For something that you own at home, the only medium that will last your lifetime in loosely controlled environmental conditions is paper.

wongarsu · on Nov 4, 2017

High-quality paper. A lot of places have problems that the paper records they have to keep for 10 years become unreadable in less than 10 years.

Archival CDs might also last a lifetime (regular CDs certainly won't).

But I agree with your point that the MBTF of a single unit is not a way to predict it's lifetime.

Spooky23 · on Nov 4, 2017

That's a great point.

It dawned on me when some older relatives died a few years ago that their papers, some very old, survive with a modicum of careful handling. My grandfather's immigration papers, great-grandmothers portrait on her wedding day, etc.

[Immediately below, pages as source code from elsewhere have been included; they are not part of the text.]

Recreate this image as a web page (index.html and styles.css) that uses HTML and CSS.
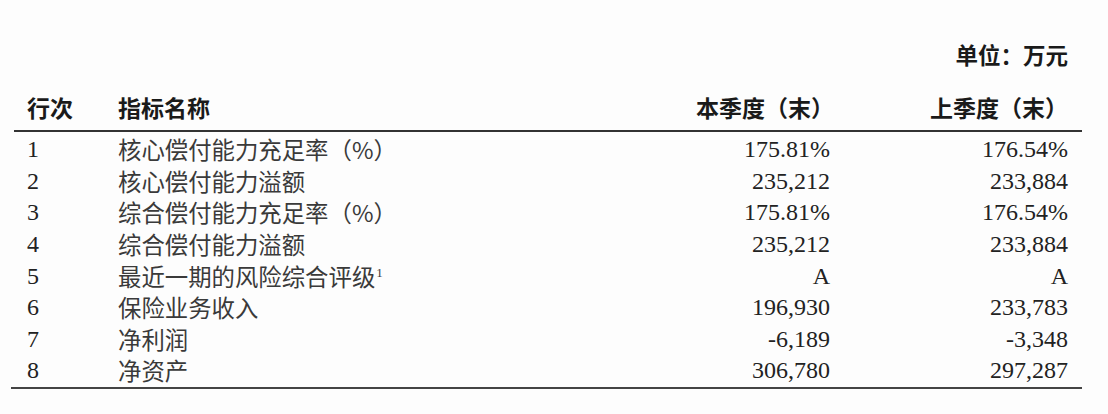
FILE: index.html
```html
<!DOCTYPE html>
<html lang="zh">
<head>
<meta charset="utf-8">
<link rel="stylesheet" href="styles.css">
</head>
<body>
<div class="page">
  <div class="unit">单位：万元</div>
  <div class="row head">
    <div class="c1">行次</div>
    <div class="c2">指标名称</div>
    <div class="c3">本季度（末）</div>
    <div class="c4">上季度（末）</div>
  </div>
  <div class="body">
    <div class="row"><div class="c1 num">1</div><div class="c2">核心偿付能力充足率（%）</div><div class="c3 num">175.81%</div><div class="c4 num">176.54%</div></div>
    <div class="row"><div class="c1 num">2</div><div class="c2">核心偿付能力溢额</div><div class="c3 num">235,212</div><div class="c4 num">233,884</div></div>
    <div class="row"><div class="c1 num">3</div><div class="c2">综合偿付能力充足率（%）</div><div class="c3 num">175.81%</div><div class="c4 num">176.54%</div></div>
    <div class="row"><div class="c1 num">4</div><div class="c2">综合偿付能力溢额</div><div class="c3 num">235,212</div><div class="c4 num">233,884</div></div>
    <div class="row"><div class="c1 num">5</div><div class="c2">最近一期的风险综合评级<sup class="sup">1</sup></div><div class="c3 num">A</div><div class="c4 num">A</div></div>
    <div class="row"><div class="c1 num">6</div><div class="c2">保险业务收入</div><div class="c3 num">196,930</div><div class="c4 num">233,783</div></div>
    <div class="row"><div class="c1 num">7</div><div class="c2">净利润</div><div class="c3 num">-6,189</div><div class="c4 num">-3,348</div></div>
    <div class="row"><div class="c1 num">8</div><div class="c2">净资产</div><div class="c3 num">306,780</div><div class="c4 num">297,287</div></div>
  </div>
</div>
</body>
</html>
```
FILE: styles.css
```css
html, body {
  margin: 0;
  padding: 0;
  background: #fdfdfd;
}
body {
  width: 1108px;
  height: 414px;
  overflow: hidden;
  font-family: "Liberation Serif", "Noto Sans CJK SC", serif;
  color: #2a2a2a;
}
.page {
  padding: 42px 26px 0 14px;
}
.unit {
  text-align: right;
  font-family: "Noto Sans CJK SC", sans-serif;
  font-weight: 700;
  font-size: 22.5px;
  line-height: 24px;
  padding-right: 14px;
  color: #1a1a1a;
}
.row {
  display: grid;
  grid-template-columns: 104px 1fr 200px 238px;
  padding-right: 14px;
  align-items: center;
  height: 31.6px;
}
.row .c1 { padding-left: 13px; }
.row .c3, .row .c4 { text-align: right; }
.head {
  margin-top: 24px;
  height: 40px;
  font-family: "Noto Sans CJK SC", sans-serif;
  font-weight: 700;
  font-size: 23px;
  color: #1a1a1a;
  border-bottom: 2px solid #333;
  align-items: start;
}
.head .c3 { margin-right: -4px; }
.head .c4 { margin-right: 0; }
.body {
  padding-top: 2px;
  border-bottom: 2px solid #444;
  margin-left: -3px;
  padding-left: 3px;
}
.body .c2 {
  font-family: "Noto Sans CJK SC", sans-serif;
  font-size: 23.4px;
  color: #3a3a3a;
  font-weight: 400;
  line-height: 31px;
}
.num {
  font-family: "Liberation Serif", serif;
  font-size: 24px;
  line-height: 31px;
  color: #222;
}
.sup {
  font-family: "Liberation Serif", serif;
  font-size: 13px;
  vertical-align: 9px;
  line-height: 0;
  margin-left: 1px;
}
```
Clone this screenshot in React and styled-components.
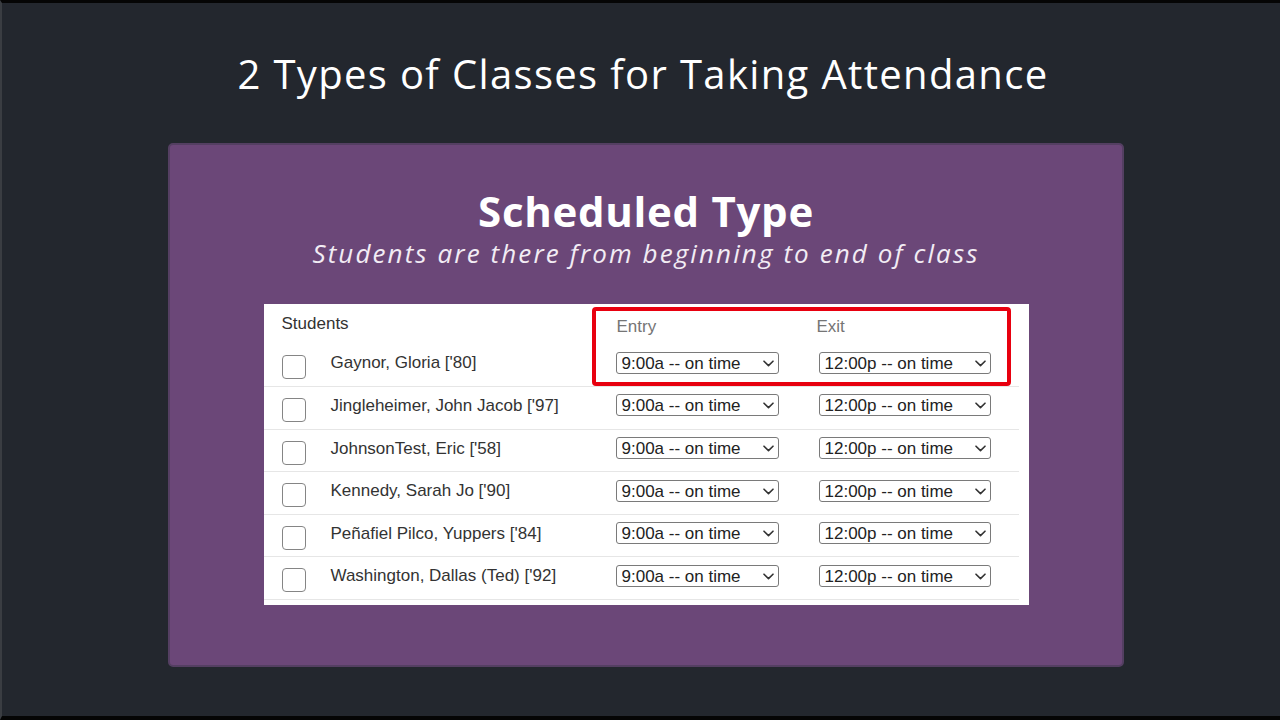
import React from 'react';
import styled, { createGlobalStyle } from 'styled-components';

const Global = createGlobalStyle`
  html, body { margin: 0; padding: 0; background: #23272e; }
  * { box-sizing: border-box; }
`;

const Frame = styled.div`
  width: 1280px;
  height: 720px;
  background: #23272e;
  border-top: 3px solid #050505;
  border-bottom: 4px solid #050505;
  border-left: 2px solid #3a3d42;
  display: flex;
  flex-direction: column;
  overflow: hidden;
`;

const Title = styled.h1`
  margin: 47px 0 0 0;
  padding-left: 4px;
  text-align: center;
  font-family: "Open Sans", "DejaVu Sans", sans-serif;
  font-weight: 400;
  font-size: 40px;
  letter-spacing: 1.35px;
  line-height: 48px;
  color: #ffffff;
`;

const Card = styled.section`
  margin: 45px 0 0 166px;
  width: 956px;
  height: 524px;
  background: #6b4778;
  border: 2px solid #543f62;
  border-radius: 5px;
  display: flex;
  flex-direction: column;
  align-items: center;
`;

const Heading = styled.h2`
  margin: 41px 0 0 0;
  font-family: "Open Sans", "DejaVu Sans", sans-serif;
  font-weight: 700;
  font-size: 42px;
  letter-spacing: 0.7px;
  line-height: 50px;
  color: #ffffff;
`;

const Subtitle = styled.p`
  margin: 1px 0 0 0;
  font-family: "Open Sans", "DejaVu Sans", sans-serif;
  font-style: italic;
  font-weight: 400;
  font-size: 26px;
  letter-spacing: 2.1px;
  line-height: 32px;
  color: #f2ecf4;
`;

const Panel = styled.div`
  position: relative;
  margin-top: 35px;
  width: 765px;
  height: 301px;
  background: #ffffff;
  padding-bottom: 5px;
  font-family: "Liberation Sans", Arial, sans-serif;
  font-size: 17px;
  color: #333333;
`;

const Grid = styled.div`
  display: grid;
  grid-template-columns: 49px 285px 203px 172px;
  margin-right: 10px;
  padding-left: 18px;
  align-items: start;
`;

const Header = styled(Grid)`
  height: 40.4px;
`;

const HeadCell = styled.div`
  grid-column: ${p => p.$span || 'auto'};
  margin-top: ${p => p.$top}px;
  margin-left: ${p => p.$shift || 0}px;
  line-height: 20px;
  color: ${p => p.$muted ? '#757575' : '#333333'};
`;

const Row = styled(Grid)`
  height: 42.6px;
  border-bottom: 1px solid #e6e6e6;
`;

const Check = styled.input.attrs({ type: 'checkbox' })`
  appearance: none;
  -webkit-appearance: none;
  margin: 11px 0 0 0;
  width: 24px;
  height: 24px;
  border: 1px solid #858585;
  border-radius: 4px;
  background: #ffffff;
`;

const Name = styled.div`
  margin-top: 9px;
  line-height: 20px;
  color: #333333;
  white-space: nowrap;
`;

const SelectWrap = styled.div`
  position: relative;
  margin-top: 7.5px;
  width: ${p => p.$w}px;
  height: 22px;
`;

const Select = styled.select`
  appearance: none;
  -webkit-appearance: none;
  display: block;
  width: 100%;
  height: 22px;
  margin: 0;
  padding: 1px 0 0 5px;
  font-family: "Liberation Sans", Arial, sans-serif;
  font-size: 17px;
  line-height: 20px;
  color: #222222;
  background-color: #ffffff;
  border: 1px solid #7a7a7a;
  border-radius: 3px;
`;

const Chevron = styled.svg`
  position: absolute;
  right: 5px;
  top: 8px;
  width: 11px;
  height: 7px;
  pointer-events: none;
`;

const Highlight = styled.div`
  position: absolute;
  left: 328px;
  top: 3px;
  width: 419px;
  height: 79px;
  border: 4px solid #e8000f;
  border-radius: 4px;
  pointer-events: none;
`;

const students = [
  "Gaynor, Gloria ['80]",
  "Jingleheimer, John Jacob ['97]",
  "JohnsonTest, Eric ['58]",
  "Kennedy, Sarah Jo ['90]",
  "Peñafiel Pilco, Yuppers ['84]",
  "Washington, Dallas (Ted) ['92]",
];

function TimeSelect({ w, options }) {
  return (
    <SelectWrap $w={w}>
      <Select defaultValue={options[0]}>
        {options.map(o => <option key={o} value={o}>{o}</option>)}
      </Select>
      <Chevron viewBox="0 0 11 7">
        <path d="M1 1.2 L5.5 5.6 L10 1.2" fill="none" stroke="#333" strokeWidth="1.6" strokeLinecap="round" strokeLinejoin="round" />
      </Chevron>
    </SelectWrap>
  );
}

export default function App() {
  return (
    <>
      <Global />
      <Frame>
        <Title>2 Types of Classes for Taking Attendance</Title>
        <Card>
          <Heading>Scheduled Type</Heading>
          <Subtitle>Students are there from beginning to end of class</Subtitle>
          <Panel>
            <Header>
              <HeadCell $span="1 / 3" $top={10}>Students</HeadCell>
              <HeadCell $top={13} $shift={1} $muted>Entry</HeadCell>
              <HeadCell $top={13} $shift={-2} $muted>Exit</HeadCell>
            </Header>
            {students.map(s => (
              <Row key={s}>
                <Check />
                <Name>{s}</Name>
                <TimeSelect w={163} options={['9:00a -- on time', '9:00a -- late']} />
                <TimeSelect w={172} options={['12:00p -- on time', '12:00p -- early']} />
              </Row>
            ))}
            <Highlight />
          </Panel>
        </Card>
      </Frame>
    </>
  );
}
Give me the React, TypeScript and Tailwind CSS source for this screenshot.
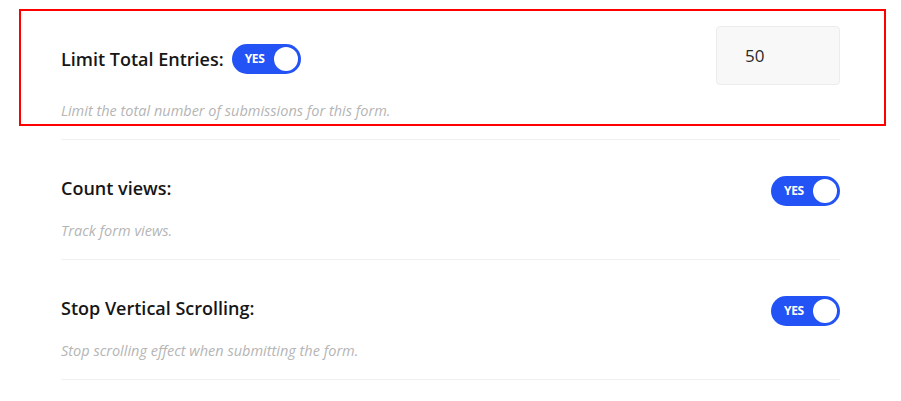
import React from "react";

function Toggle() {
  return (
    <div className="relative flex h-[30px] w-[69px] shrink-0 items-center rounded-full bg-[#2353f5]">
      <span className="pl-[13px] text-[12px] font-bold tracking-tight text-white" style={{ fontFamily: '"Open Sans", sans-serif' }}>
        YES
      </span>
      <span className="absolute right-[3px] top-[3px] h-[24px] w-[24px] rounded-full bg-white" />
    </div>
  );
}

const labelCls = "text-[18px] leading-6 font-semibold text-[#161616]";
const descCls = "text-[14.5px] leading-5 italic text-[#b5b5b5]";

export default function App() {
  return (
    <div className="relative h-[401px] w-[901px] bg-white" style={{ fontFamily: '"Open Sans", sans-serif' }}>
      <div className="ml-[61px] w-[779px]">
        {/* Row 1 */}
        <div className="border-b border-[#f0f0f0] pt-[26px] pb-[18px]">
          <div className="flex items-start justify-between">
            <div className="mt-[18px] flex items-center gap-2">
              <span className={labelCls}>Limit Total Entries:</span>
              <Toggle />
            </div>
            <div className="flex h-[59px] w-[124px] items-center rounded-[4px] border border-[#ececec] bg-[#f8f8f8] pl-[28px] text-[17px] text-[#2a2a2a]">
              50
            </div>
          </div>
          <div className={`mt-[16px] ${descCls}`}>Limit the total number of submissions for this form.</div>
        </div>
        {/* Row 2 */}
        <div className="border-b border-[#f0f0f0] pt-[36px] pb-[18px]">
          <div className="flex items-start justify-between">
            <span className={labelCls}>Count views:</span>
            <Toggle />
          </div>
          <div className={`mt-[15px] ${descCls}`}>Track form views.</div>
        </div>
        {/* Row 3 */}
        <div className="border-b border-[#f0f0f0] pt-[36px] pb-[18px]">
          <div className="flex items-start justify-between">
            <span className={labelCls}>Stop Vertical Scrolling:</span>
            <Toggle />
          </div>
          <div className={`mt-[15px] ${descCls}`}>Stop scrolling effect when submitting the form.</div>
        </div>
      </div>
      <div className="pointer-events-none absolute left-[19px] top-[9px] h-[117px] w-[867px] border-2 border-[#ff0000]" />
    </div>
  );
}
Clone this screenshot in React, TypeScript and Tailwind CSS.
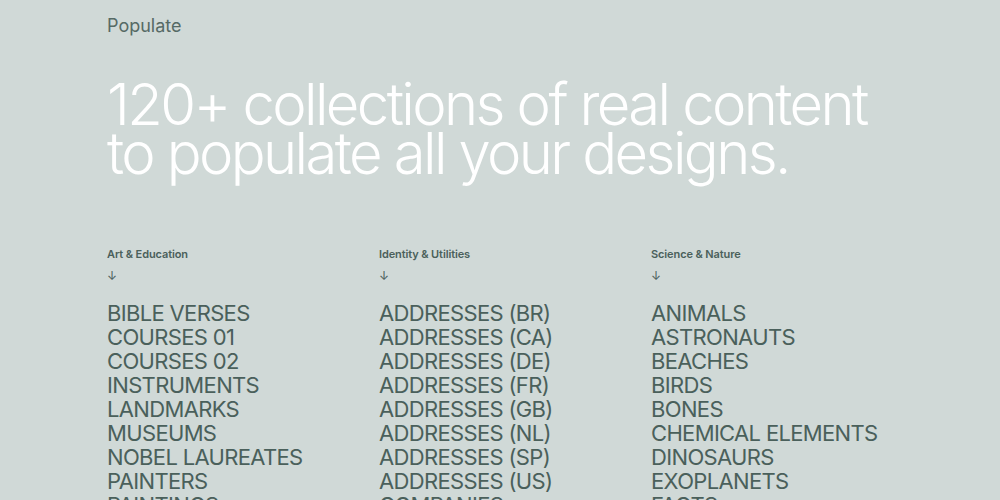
const columns: { title: string; items: string[] }[] = [
  {
    title: "Art & Education",
    items: [
      "BIBLE VERSES",
      "COURSES 01",
      "COURSES 02",
      "INSTRUMENTS",
      "LANDMARKS",
      "MUSEUMS",
      "NOBEL LAUREATES",
      "PAINTERS",
      "PAINTINGS",
    ],
  },
  {
    title: "Identity & Utilities",
    items: [
      "ADDRESSES (BR)",
      "ADDRESSES (CA)",
      "ADDRESSES (DE)",
      "ADDRESSES (FR)",
      "ADDRESSES (GB)",
      "ADDRESSES (NL)",
      "ADDRESSES (SP)",
      "ADDRESSES (US)",
      "COMPANIES",
    ],
  },
  {
    title: "Science & Nature",
    items: [
      "ANIMALS",
      "ASTRONAUTS",
      "BEACHES",
      "BIRDS",
      "BONES",
      "CHEMICAL ELEMENTS",
      "DINOSAURS",
      "EXOPLANETS",
      "FACTS",
    ],
  },
];

export default function App() {
  return (
    <div
      className="h-[500px] w-[1000px] overflow-hidden bg-[#d0d9d7] pl-[107px] text-[#4a605b]"
      style={{ fontFamily: "Inter, 'Noto Sans', sans-serif" }}
    >
      <header className="pt-[14px] text-[18px] leading-[24px] text-[#566a65]">Populate</header>
      <h1 className="mt-[42px] text-[58px] font-light leading-[49px] tracking-[-0.045em] text-white">
        120+ collections of real content
        <br />
        to populate all your designs.
      </h1>
      <div className="mt-[69px] grid grid-cols-[272px_272px_272px]">
        {columns.map((col) => (
          <section key={col.title}>
            <h2 className="text-[11px] font-semibold leading-[14px] tracking-[-0.01em]">{col.title}</h2>
            <div className="mt-[8px] text-[12px] leading-[14px]">↓</div>
            <ul className="mt-[18px]">
              {col.items.map((item) => (
                <li key={item} className="text-[22px] leading-[24px] tracking-[-0.03em]">
                  {item}
                </li>
              ))}
            </ul>
          </section>
        ))}
      </div>
    </div>
  );
}
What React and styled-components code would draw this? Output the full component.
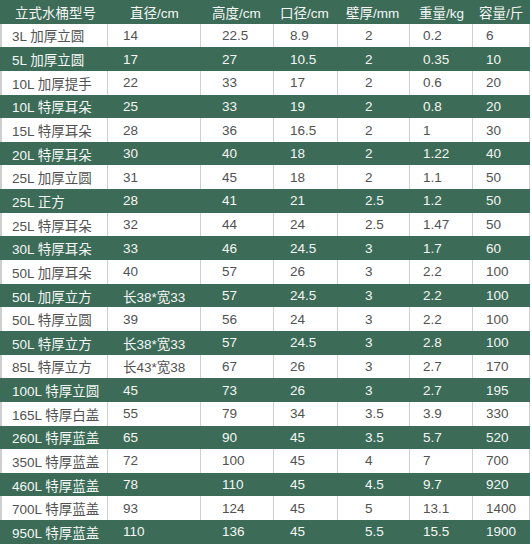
import React from 'react';
import styled, { createGlobalStyle } from 'styled-components';

const GlobalStyle = createGlobalStyle`
  html, body {
    margin: 0;
    padding: 0;
    background: #fff;
  }
  body {
    font-family: "Liberation Sans", "Noto Sans CJK SC", sans-serif;
  }
`;

// column widths and text offsets measured off the picture
const COLS = '107px 93px 73px 64px 72px 63px 58px';
const HEAD_PAD = [15, 23, 12, 7, 9, 10, 7];
const CELL_PAD = [12, 16, 22, 17, 28, 14, 14];

const headers = ['立式水桶型号', '直径/cm', '高度/cm', '口径/cm', '壁厚/mm', '重量/kg', '容量/斤'];

const rows = [
  ['3L 加厚立圆', '14', '22.5', '8.9', '2', '0.2', '6'],
  ['5L 加厚立圆', '17', '27', '10.5', '2', '0.35', '10'],
  ['10L 加厚提手', '22', '33', '17', '2', '0.6', '20'],
  ['10L 特厚耳朵', '25', '33', '19', '2', '0.8', '20'],
  ['15L 特厚耳朵', '28', '36', '16.5', '2', '1', '30'],
  ['20L 特厚耳朵', '30', '40', '18', '2', '1.22', '40'],
  ['25L 加厚立圆', '31', '45', '18', '2', '1.1', '50'],
  ['25L 正方', '28', '41', '21', '2.5', '1.2', '50'],
  ['25L 特厚耳朵', '32', '44', '24', '2.5', '1.47', '50'],
  ['30L 特厚耳朵', '33', '46', '24.5', '3', '1.7', '60'],
  ['50L 加厚耳朵', '40', '57', '26', '3', '2.2', '100'],
  ['50L 加厚立方', '长38*宽33', '57', '24.5', '3', '2.2', '100'],
  ['50L 特厚立圆', '39', '56', '24', '3', '2.2', '100'],
  ['50L 特厚立方', '长38*宽33', '57', '24.5', '3', '2.8', '100'],
  ['85L 特厚立方', '长43*宽38', '67', '26', '3', '2.7', '170'],
  ['100L 特厚立圆', '45', '73', '26', '3', '2.7', '195'],
  ['165L 特厚白盖', '55', '79', '34', '3.5', '3.9', '330'],
  ['260L 特厚蓝盖', '65', '90', '45', '3.5', '5.7', '520'],
  ['350L 特厚蓝盖', '72', '100', '45', '4', '7', '700'],
  ['460L 特厚蓝盖', '78', '110', '45', '4.5', '9.7', '920'],
  ['700L 特厚蓝盖', '93', '124', '45', '5', '13.1', '1400'],
  ['950L 特厚蓝盖', '110', '136', '45', '5.5', '15.5', '1900'],
];

const Table = styled.div`
  width: 530px;
  display: flex;
  flex-direction: column;
`;

const Row = styled.div`
  display: grid;
  grid-template-columns: ${COLS};
  height: 23.65px;
  background: ${p => (p.$green ? '#3c6b58' : '#ffffff')};
  color: ${p => (p.$green ? '#f4f7f5' : '#525252')};
`;

const Cell = styled.div`
  display: flex;
  align-items: center;
  padding-left: ${p => p.$pad}px;
  font-size: 13.5px;
  white-space: nowrap;
  overflow: hidden;
  border-left: 1px solid ${p => (p.$green ? 'transparent' : '#cfcfcf')};
  &:last-child {
    border-right: 1px solid ${p => (p.$green ? 'transparent' : '#cfcfcf')};
  }
  &:first-child {
    border-left-width: 2px;
  }
`;

const App = () => (
  <>
    <GlobalStyle />
    <Table>
      <Row $green>
        {headers.map((h, i) => (
          <Cell key={h} $green $pad={HEAD_PAD[i] - (i === 0 ? 2 : 1)}>
            {h}
          </Cell>
        ))}
      </Row>
      {rows.map((r, ri) => {
        const green = ri % 2 === 1;
        return (
          <Row key={ri} $green={green}>
            {r.map((v, ci) => (
              <Cell key={ci} $green={green} $pad={CELL_PAD[ci] - (ci === 0 ? 2 : 1)}>
                {v}
              </Cell>
            ))}
          </Row>
        );
      })}
    </Table>
  </>
);

export default App;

Today, many of us are one expired credit card away from losing all of that in digital form.

mozumder · on Nov 4, 2017

What are acceptable low-number aggregate? 10? 100?

jsmthrowaway · on Nov 4, 2017

When the calculated result starts exceeding what is reasonable or makes any sense. It varies, and is a gut feeling. The more you have, the better.

Having 100 of this model would predict a failure about every three years (but that doesn’t mean it’d take 300 years to fail all of them). I’d be suspicious of a three year calculation, but it very well might turn out to be accurate. Remember that lifetime and failure rate are independent metrics. They’re warranted for five years, which is probably close to their predicted lifetime, and one drive of 100 failing in that time is certainly plausible.

Having 10 basically implies none of them will fail within a five-year lifetime. Again, plausible, but I think less likely.

piaste · on Nov 4, 2017

I assume you take the first batch of N drives, run them for K weeks, see how many fail, and extrapolate.

The methodology ought to be published, though.

jsmthrowaway · on Nov 4, 2017

It is. There’s a JEDEC standard for SSDs and probably one for spinners. Different companies use different write loads to find it. You’re pretty bang on, actually, but some vendors test for years.